The motion to dissolve the injunction is denied; however, the injunction may be modified to the extent that it does not violate Rule 7.3, direct contact with prospective clients[,] and to the extent that it does not violate any of the ethical rules.

Both sides submitted proposed orders to Judge Bullock reflecting their respective interpretations of his ruling. On 27 June 2000, Judge Bullock entered the order prepared by Plaintiff’s counsel, which read as follows:

It is ORDERED that the defendants be and are hereby restrained from using information that the defendants obtained from the plaintiff through discovery requests to generate unrelated litigation against the plaintiff, and may not use such materials for illegal solicitation.
It is also ORDERED that the defendants in their solicitation must obey laws relating to unfair and deceptive trade practices, common law barratry, G.S. Section 84-38, which prohibits the solicitation of legal business, and Rule 26(b)(1) of the North Carolina Rules of Civil Procedure.

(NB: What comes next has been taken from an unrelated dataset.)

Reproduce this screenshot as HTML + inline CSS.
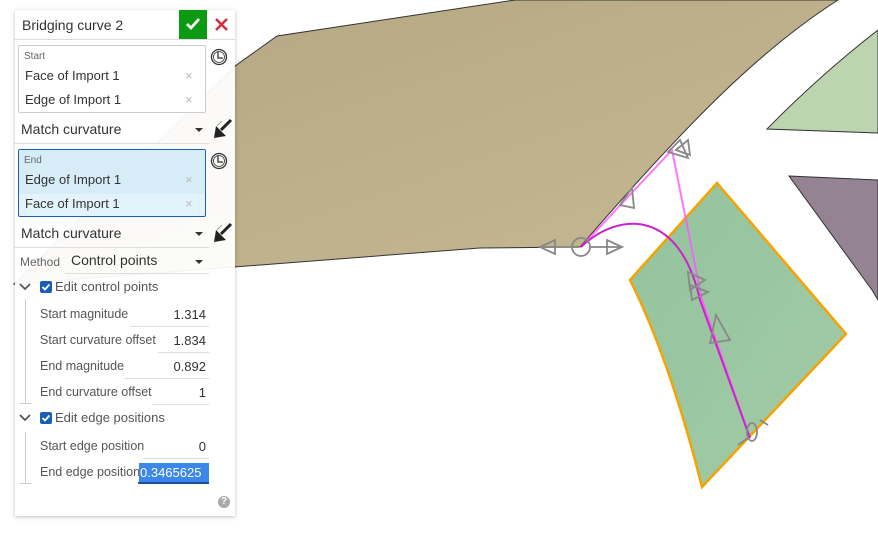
<!DOCTYPE html>
<html><head><meta charset="utf-8"><style>
*{margin:0;padding:0;box-sizing:border-box}
body{width:878px;height:546px;overflow:hidden;background:#fff;font-family:"Liberation Sans",sans-serif;position:relative;color:#333}
.abs{position:absolute}
#panel{position:absolute;left:15px;top:10px;width:220px;height:506px;background:rgba(255,255,255,0.94);box-shadow:0 1px 4px rgba(0,0,0,0.25)}
.t{position:absolute;white-space:nowrap}
.ul{position:absolute;height:1px;background:#ddd}
.x{position:absolute;color:#bbb;font-size:13px}
.lbl{font-size:12.5px;color:#555}
.val{font-size:13px;color:#333;text-align:right}
</style></head><body>
<svg class="abs" style="left:0;top:0" width="878" height="546">
<defs><linearGradient id="br" x1="0" y1="0" x2="1" y2="1"><stop offset="0" stop-color="#b3a682"/><stop offset="1" stop-color="#c7b992"/></linearGradient>
<linearGradient id="gr" x1="0" y1="0" x2="1" y2="1"><stop offset="0" stop-color="#92c39d"/><stop offset="1" stop-color="#a3cba6"/></linearGradient></defs>
<path d="M14,284 L235,66 L277,36 L515,0 L838,0 C760,50 690,120 580,247 L480,248 Z" fill="url(#br)" stroke="#333" stroke-width="1"/>
<path d="M767,129 Q820,75 878,30 L878,133 Z" fill="#bcd5b0" stroke="#333" stroke-width="1"/>
<path d="M789,176 L878,180 L878,300 L872,290 Z" fill="#938393" stroke="#333" stroke-width="1"/>
<path d="M717,183 L846,334 L702,487 Q670,360 630,280 Z" fill="url(#gr)" stroke="#f5a300" stroke-width="2.5"/>
<path d="M581,247 L672,150 L702,300 L750,438" fill="none" stroke="#ff55ff" stroke-width="2" opacity="0.8"/>
<path d="M581,247 C620,210 680,210 700,300 L750,438" fill="none" stroke="#cc22cc" stroke-width="2"/>
<g fill="none" stroke="#888" stroke-width="1.8">
<circle cx="581" cy="247" r="9"/><path d="M540,247 L572,247 M590,247 L622,247"/>
<path d="M540,247 L555,240 L555,254 Z M622,247 L607,240 L607,254 Z"/>
<path d="M620,205 L632,188 L634,208 Z M668,152 L680,140 L688,158 Z M676,150 L688,140 L690,155 Z"/>
<path d="M688,272 L705,280 L690,290 Z M690,285 L708,292 L692,300 Z M716,315 L730,340 L710,343 Z"/>
<ellipse cx="752" cy="432" rx="5" ry="9"/><path d="M738,445 L748,438 M760,420 L768,425"/>
</g>
</svg>
<div id="panel">
<div class="t" style="left:7px;top:7px;font-size:14px;color:#333">Bridging curve 2</div>
<div class="abs" style="left:164px;top:0;width:28px;height:29px;background:#0b9a12"></div>
<svg class="abs" style="left:170px;top:7px" width="16" height="14"><path d="M2,7 L6,11 L14,2" fill="none" stroke="#fff" stroke-width="2.8"/></svg>
<svg class="abs" style="left:200px;top:8px" width="13" height="13"><path d="M1,1 L12,12 M12,1 L1,12" stroke="#d0303a" stroke-width="2.6"/></svg>
<div class="ul" style="left:0;top:29px;width:220px"></div>
<div class="abs" style="left:3px;top:35px;width:188px;height:68px;border:1px solid #ccc;border-radius:2px;background:#fff"></div>
<div class="t" style="left:9px;top:41px;font-size:10px;color:#666">Start</div>
<div class="t" style="left:10px;top:58px;font-size:13px">Face of Import 1</div><div class="x" style="left:170px;top:58px">×</div>
<div class="t" style="left:10px;top:82px;font-size:13px">Edge of Import 1</div><div class="x" style="left:170px;top:82px">×</div>
<svg class="abs" style="left:195px;top:38px" width="18" height="18"><circle cx="9" cy="9" r="7.5" fill="none" stroke="#333" stroke-width="1.3"/><circle cx="9" cy="9" r="5.5" fill="none" stroke="#333" stroke-width="0.8"/><path d="M8,4 L8,10 L13,10" fill="none" stroke="#333" stroke-width="1.3"/></svg>
<div class="t" style="left:6px;top:111px;font-size:14px">Match curvature</div>
<div class="abs" style="left:180px;top:118px;border-left:4px solid transparent;border-right:4px solid transparent;border-top:4px solid #333"></div>
<div class="ul" style="left:0;top:133px;width:194px"></div>
<svg class="abs" style="left:197px;top:108px" width="22" height="22"><path d="M19,2 L9,12" stroke="#222" stroke-width="3"/><path d="M2,20 L4,8 L14,18 Z" fill="#222"/><path d="M10,3 L5,8" stroke="#aaa" stroke-width="1.2"/></svg>
<div class="abs" style="left:3px;top:139px;width:188px;height:68px;border:1px solid #1a5fb4;border-radius:2px;background:#e3f3fb"></div>
<div class="abs" style="left:4px;top:140px;width:186px;height:44px;background:#d6edf7"></div>
<div class="t" style="left:9px;top:145px;font-size:10px;color:#666">End</div>
<div class="t" style="left:10px;top:162px;font-size:13px">Edge of Import 1</div><div class="x" style="left:170px;top:162px">×</div>
<div class="t" style="left:10px;top:186px;font-size:13px">Face of Import 1</div><div class="x" style="left:170px;top:186px">×</div>
<svg class="abs" style="left:195px;top:142px" width="18" height="18"><circle cx="9" cy="9" r="7.5" fill="none" stroke="#333" stroke-width="1.3"/><circle cx="9" cy="9" r="5.5" fill="none" stroke="#333" stroke-width="0.8"/><path d="M8,4 L8,10 L13,10" fill="none" stroke="#333" stroke-width="1.3"/></svg>
<div class="t" style="left:6px;top:215px;font-size:14px">Match curvature</div>
<div class="abs" style="left:180px;top:222px;border-left:4px solid transparent;border-right:4px solid transparent;border-top:4px solid #333"></div>
<div class="ul" style="left:0;top:237px;width:194px"></div>
<svg class="abs" style="left:197px;top:212px" width="22" height="22"><path d="M19,2 L9,12" stroke="#222" stroke-width="3"/><path d="M2,20 L4,8 L14,18 Z" fill="#222"/><path d="M10,3 L5,8" stroke="#aaa" stroke-width="1.2"/></svg>
<div class="t" style="left:5px;top:245px;font-size:12px;color:#666">Method</div>
<div class="t" style="left:56px;top:242px;font-size:14px">Control points</div>
<div class="abs" style="left:180px;top:250px;border-left:4px solid transparent;border-right:4px solid transparent;border-top:4px solid #333"></div>
<div class="ul" style="left:50px;top:263px;width:144px"></div>
<svg class="abs" style="left:4px;top:272px" width="14" height="10"><path d="M1,2 L6,7 L11,2" fill="none" stroke="#555" stroke-width="1.8"/></svg>
<div class="abs" style="left:25px;top:271px;width:12px;height:12px;background:#1a5fb4;border-radius:2px"></div>
<svg class="abs" style="left:25px;top:271px" width="12" height="12"><path d="M2.5,6 L5,8.5 L9.5,3.5" fill="none" stroke="#fff" stroke-width="1.8"/></svg>
<div class="t" style="left:40px;top:269px;font-size:13px;color:#555">Edit control points</div>
<div class="abs" style="left:10px;top:289px;width:1px;height:104px;background:#ccc"></div>
<div class="abs" style="left:5px;top:393px;width:11px;height:1px;background:#ccc"></div>
<div class="t lbl" style="left:25px;top:297px">Start magnitude</div><div class="t val" style="right:29px;top:297px">1.314</div><div class="ul" style="left:115px;top:316px;width:79px"></div>
<div class="t lbl" style="left:25px;top:323px">Start curvature offset</div><div class="t val" style="right:29px;top:323px">1.834</div><div class="ul" style="left:143px;top:342px;width:51px"></div>
<div class="t lbl" style="left:25px;top:349px">End magnitude</div><div class="t val" style="right:29px;top:349px">0.892</div><div class="ul" style="left:109px;top:368px;width:85px"></div>
<div class="t lbl" style="left:25px;top:375px">End curvature offset</div><div class="t val" style="right:29px;top:375px">1</div><div class="ul" style="left:137px;top:394px;width:57px"></div>
<svg class="abs" style="left:4px;top:403px" width="14" height="10"><path d="M1,2 L6,7 L11,2" fill="none" stroke="#555" stroke-width="1.8"/></svg>
<div class="abs" style="left:25px;top:402px;width:12px;height:12px;background:#1a5fb4;border-radius:2px"></div>
<svg class="abs" style="left:25px;top:402px" width="12" height="12"><path d="M2.5,6 L5,8.5 L9.5,3.5" fill="none" stroke="#fff" stroke-width="1.8"/></svg>
<div class="t" style="left:40px;top:400px;font-size:13px;color:#555">Edit edge positions</div>
<div class="abs" style="left:10px;top:422px;width:1px;height:51px;background:#ccc"></div>
<div class="abs" style="left:5px;top:473px;width:11px;height:1px;background:#ccc"></div>
<div class="t lbl" style="left:25px;top:429px">Start edge position</div><div class="t val" style="right:29px;top:429px">0</div><div class="ul" style="left:129px;top:448px;width:65px"></div>
<div class="t lbl" style="left:25px;top:455px">End edge position</div>
<div class="abs" style="left:124px;top:453px;width:70px;height:20px;background:#3b87ea"></div>
<div class="t" style="left:125px;top:455px;font-size:13px;color:#fff;width:69px;overflow:hidden">0.3465625</div>
<div class="abs" style="left:123px;top:472px;width:71px;height:2px;background:#1a4f9c"></div>
<div class="abs" style="left:203px;top:486px;width:12px;height:12px;border-radius:50%;background:#aaa;color:#fff;font-size:10px;font-weight:bold;text-align:center;line-height:12px">?</div>
</div>
</body></html>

Defendants appealed from the injunction entered on 16 May 2000 and the modification entered on 27 June 2000. Subsequent to docketing their appeal and filing their brief, Defendants filed a petition for writ of certiorari, seeking an alternative means of obtaining immediate appellate review of the trial court’s preliminary injunction.

*577II. Appealability of a Preliminary Injunction

In A.E.P. Industries v. McClure, 308 N.C. 393, 302 S.E.2d 754 (1983), our Supreme Court addressed the appealability of preliminary injunctions as follows:

A preliminary injunction is interlocutory in nature, issued after notice and hearing, which restrains a party pending final determination on the merits. G.S. § 1A-1, Rule 65. Pursuant to G.S. § 1-277 and G.S. § 7A-27, no appeal lies to an appellate court from an interlocutory order or ruling of a trial judge unless such order or ruling deprives the appellant of a substantial right which he would lose absent a review prior to final determination.

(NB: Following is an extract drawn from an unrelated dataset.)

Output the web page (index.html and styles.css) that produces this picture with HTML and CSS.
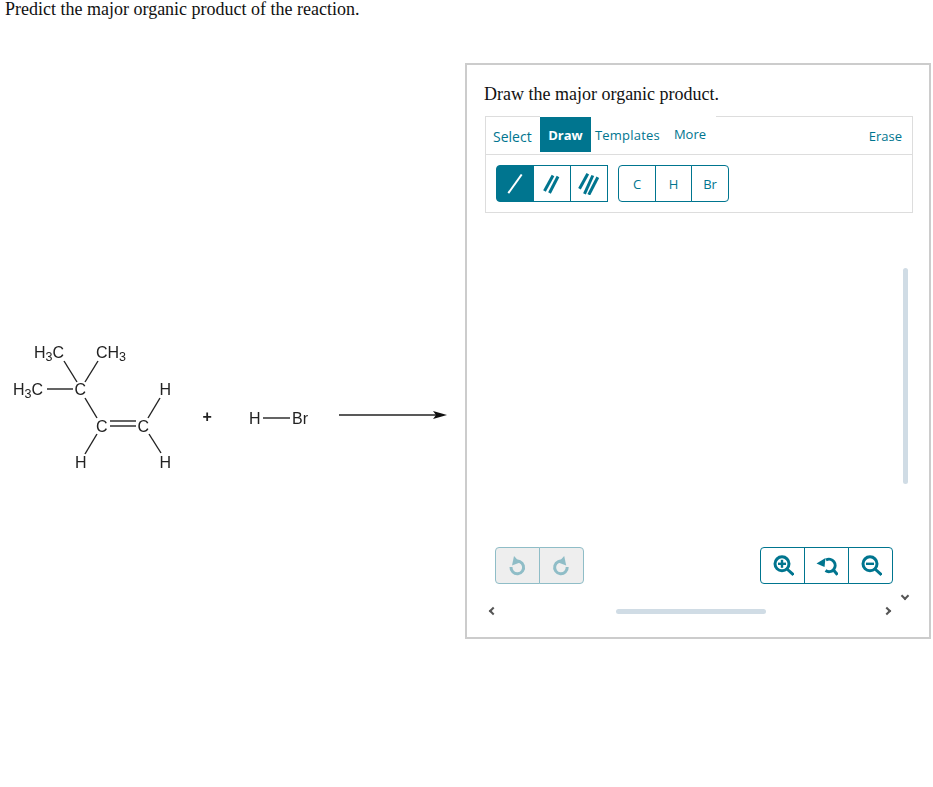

Id. at 400, 302 S.E.2d at 759. “Thus, the threshold question presented by a purported appeal from an order granting a preliminary injunction is whether the appellant has been deprived of any substantial right which might be lost should the order escape appellate review before final judgment.” State v. School, 299 N.C. 351, 358, 261 S.E.2d 908, 913 (1980).

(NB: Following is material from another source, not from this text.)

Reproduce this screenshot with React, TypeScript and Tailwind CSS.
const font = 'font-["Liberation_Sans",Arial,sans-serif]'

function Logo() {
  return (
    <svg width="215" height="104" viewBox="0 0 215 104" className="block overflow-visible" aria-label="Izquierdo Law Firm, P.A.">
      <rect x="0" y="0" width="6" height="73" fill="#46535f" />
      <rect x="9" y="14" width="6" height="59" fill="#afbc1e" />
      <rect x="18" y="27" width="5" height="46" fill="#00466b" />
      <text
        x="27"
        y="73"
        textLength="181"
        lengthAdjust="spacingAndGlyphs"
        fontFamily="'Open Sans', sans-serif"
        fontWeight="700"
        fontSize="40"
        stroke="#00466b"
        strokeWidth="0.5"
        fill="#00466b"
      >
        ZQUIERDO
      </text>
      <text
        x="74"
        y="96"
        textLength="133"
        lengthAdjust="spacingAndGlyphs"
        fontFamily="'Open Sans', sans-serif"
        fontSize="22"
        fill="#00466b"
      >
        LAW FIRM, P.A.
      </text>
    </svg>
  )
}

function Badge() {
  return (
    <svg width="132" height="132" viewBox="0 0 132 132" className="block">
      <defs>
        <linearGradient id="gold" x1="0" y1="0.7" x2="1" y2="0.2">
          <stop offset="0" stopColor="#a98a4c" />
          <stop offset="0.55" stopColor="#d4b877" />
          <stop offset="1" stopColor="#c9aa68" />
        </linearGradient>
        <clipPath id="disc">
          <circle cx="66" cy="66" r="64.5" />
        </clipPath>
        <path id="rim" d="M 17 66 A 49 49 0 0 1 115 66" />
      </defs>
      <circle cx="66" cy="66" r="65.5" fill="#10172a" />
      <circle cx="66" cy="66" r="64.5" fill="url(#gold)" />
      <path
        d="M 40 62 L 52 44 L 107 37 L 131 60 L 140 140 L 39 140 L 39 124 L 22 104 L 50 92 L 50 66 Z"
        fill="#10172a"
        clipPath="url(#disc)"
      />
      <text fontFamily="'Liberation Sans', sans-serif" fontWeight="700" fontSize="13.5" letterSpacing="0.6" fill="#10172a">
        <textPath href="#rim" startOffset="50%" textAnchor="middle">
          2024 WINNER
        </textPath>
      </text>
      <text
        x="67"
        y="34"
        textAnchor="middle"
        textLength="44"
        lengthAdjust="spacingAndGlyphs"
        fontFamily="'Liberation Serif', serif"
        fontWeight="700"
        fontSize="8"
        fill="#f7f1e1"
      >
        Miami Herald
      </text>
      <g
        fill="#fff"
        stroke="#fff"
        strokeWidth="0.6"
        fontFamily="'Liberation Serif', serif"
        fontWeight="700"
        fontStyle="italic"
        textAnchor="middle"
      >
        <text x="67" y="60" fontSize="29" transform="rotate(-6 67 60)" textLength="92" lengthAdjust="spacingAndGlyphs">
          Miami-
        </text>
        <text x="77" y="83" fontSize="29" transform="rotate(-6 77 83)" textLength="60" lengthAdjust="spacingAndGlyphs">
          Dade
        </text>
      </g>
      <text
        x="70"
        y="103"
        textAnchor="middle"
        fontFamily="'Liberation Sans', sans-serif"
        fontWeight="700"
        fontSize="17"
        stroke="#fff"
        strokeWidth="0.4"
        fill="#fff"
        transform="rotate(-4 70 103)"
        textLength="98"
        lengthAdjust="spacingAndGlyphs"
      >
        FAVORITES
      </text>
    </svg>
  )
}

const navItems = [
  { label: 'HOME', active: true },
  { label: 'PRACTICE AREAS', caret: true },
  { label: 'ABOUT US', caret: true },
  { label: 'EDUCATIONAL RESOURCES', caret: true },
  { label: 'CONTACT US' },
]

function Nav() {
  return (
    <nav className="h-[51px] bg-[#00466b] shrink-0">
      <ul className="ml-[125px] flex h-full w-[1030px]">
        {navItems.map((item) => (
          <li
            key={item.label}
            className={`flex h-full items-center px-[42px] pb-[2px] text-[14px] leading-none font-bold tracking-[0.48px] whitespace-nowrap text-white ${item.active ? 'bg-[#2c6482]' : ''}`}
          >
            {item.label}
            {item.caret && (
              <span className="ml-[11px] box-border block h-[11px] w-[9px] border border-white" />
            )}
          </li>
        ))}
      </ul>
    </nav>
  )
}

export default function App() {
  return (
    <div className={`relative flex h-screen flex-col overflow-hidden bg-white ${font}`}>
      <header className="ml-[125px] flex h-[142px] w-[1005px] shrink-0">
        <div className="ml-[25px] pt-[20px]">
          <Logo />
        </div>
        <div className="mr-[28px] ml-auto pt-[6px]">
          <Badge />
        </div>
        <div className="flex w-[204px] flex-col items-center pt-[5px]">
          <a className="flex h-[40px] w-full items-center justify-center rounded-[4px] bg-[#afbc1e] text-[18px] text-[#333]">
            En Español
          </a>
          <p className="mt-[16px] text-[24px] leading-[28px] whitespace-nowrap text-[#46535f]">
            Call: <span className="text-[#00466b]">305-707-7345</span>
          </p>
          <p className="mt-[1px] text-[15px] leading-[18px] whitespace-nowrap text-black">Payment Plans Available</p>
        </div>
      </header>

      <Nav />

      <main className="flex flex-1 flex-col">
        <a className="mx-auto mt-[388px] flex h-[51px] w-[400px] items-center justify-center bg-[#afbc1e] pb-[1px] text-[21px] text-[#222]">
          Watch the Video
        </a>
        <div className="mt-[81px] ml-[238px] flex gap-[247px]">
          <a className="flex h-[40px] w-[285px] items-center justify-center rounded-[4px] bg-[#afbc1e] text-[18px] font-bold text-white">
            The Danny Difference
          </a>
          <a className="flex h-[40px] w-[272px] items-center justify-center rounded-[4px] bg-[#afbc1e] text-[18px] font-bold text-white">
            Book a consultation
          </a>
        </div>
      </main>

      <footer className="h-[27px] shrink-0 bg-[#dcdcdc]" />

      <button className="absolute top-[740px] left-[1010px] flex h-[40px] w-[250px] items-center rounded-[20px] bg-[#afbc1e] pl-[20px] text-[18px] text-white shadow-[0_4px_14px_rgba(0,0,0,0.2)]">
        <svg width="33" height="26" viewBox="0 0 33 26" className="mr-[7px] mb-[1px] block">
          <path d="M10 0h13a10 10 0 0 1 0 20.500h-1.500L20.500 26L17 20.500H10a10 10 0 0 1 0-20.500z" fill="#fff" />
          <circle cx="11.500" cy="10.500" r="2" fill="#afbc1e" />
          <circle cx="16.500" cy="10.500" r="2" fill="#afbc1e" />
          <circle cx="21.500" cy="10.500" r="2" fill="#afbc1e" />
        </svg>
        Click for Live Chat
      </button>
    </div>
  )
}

In the instant case, Defendants contend that they will be deprived of a substantial right — their First Amendment right to free speech— if the trial court’s preliminary injunction escapes immediate appellate review. However, we need not determine whether the preliminary injunction affects a substantial right pursuant to N.C. Gen. Stat. §§ 1-277 and 7A-27(d), because we have elected to grant Defendants’ petition for writ of certiorari pursuant to N.C. R. Civ. R 21(a)(1) to address the merits of this appeal.

III. Standard of Review

Since Defendants have elected to appeal before the ultimate questions raised by the pleadings are decided at a trial on the merits, the sole question before us is whether the trial court erred in its issuance of the preliminary injunction.

As a general rule, a preliminary injunction

is an extraordinary measure taken by a court to preserve the status quo of the parties during litigation. It will be issued only (1) if a plaintiff is able to show likelihood of success on the merits of his case and (2) if a plaintiff is likely to sustain irreparable loss unless the injunction is issued, or if, in the opinion of the Court, issuance is necessary for the protection of a plaintiff’s rights during the course of litigation.

*578 Investors, Inc. v. Berry, 293 N.C. 688, 701, 239 S.E.2d 566, 574 (1977) (emphasis in original).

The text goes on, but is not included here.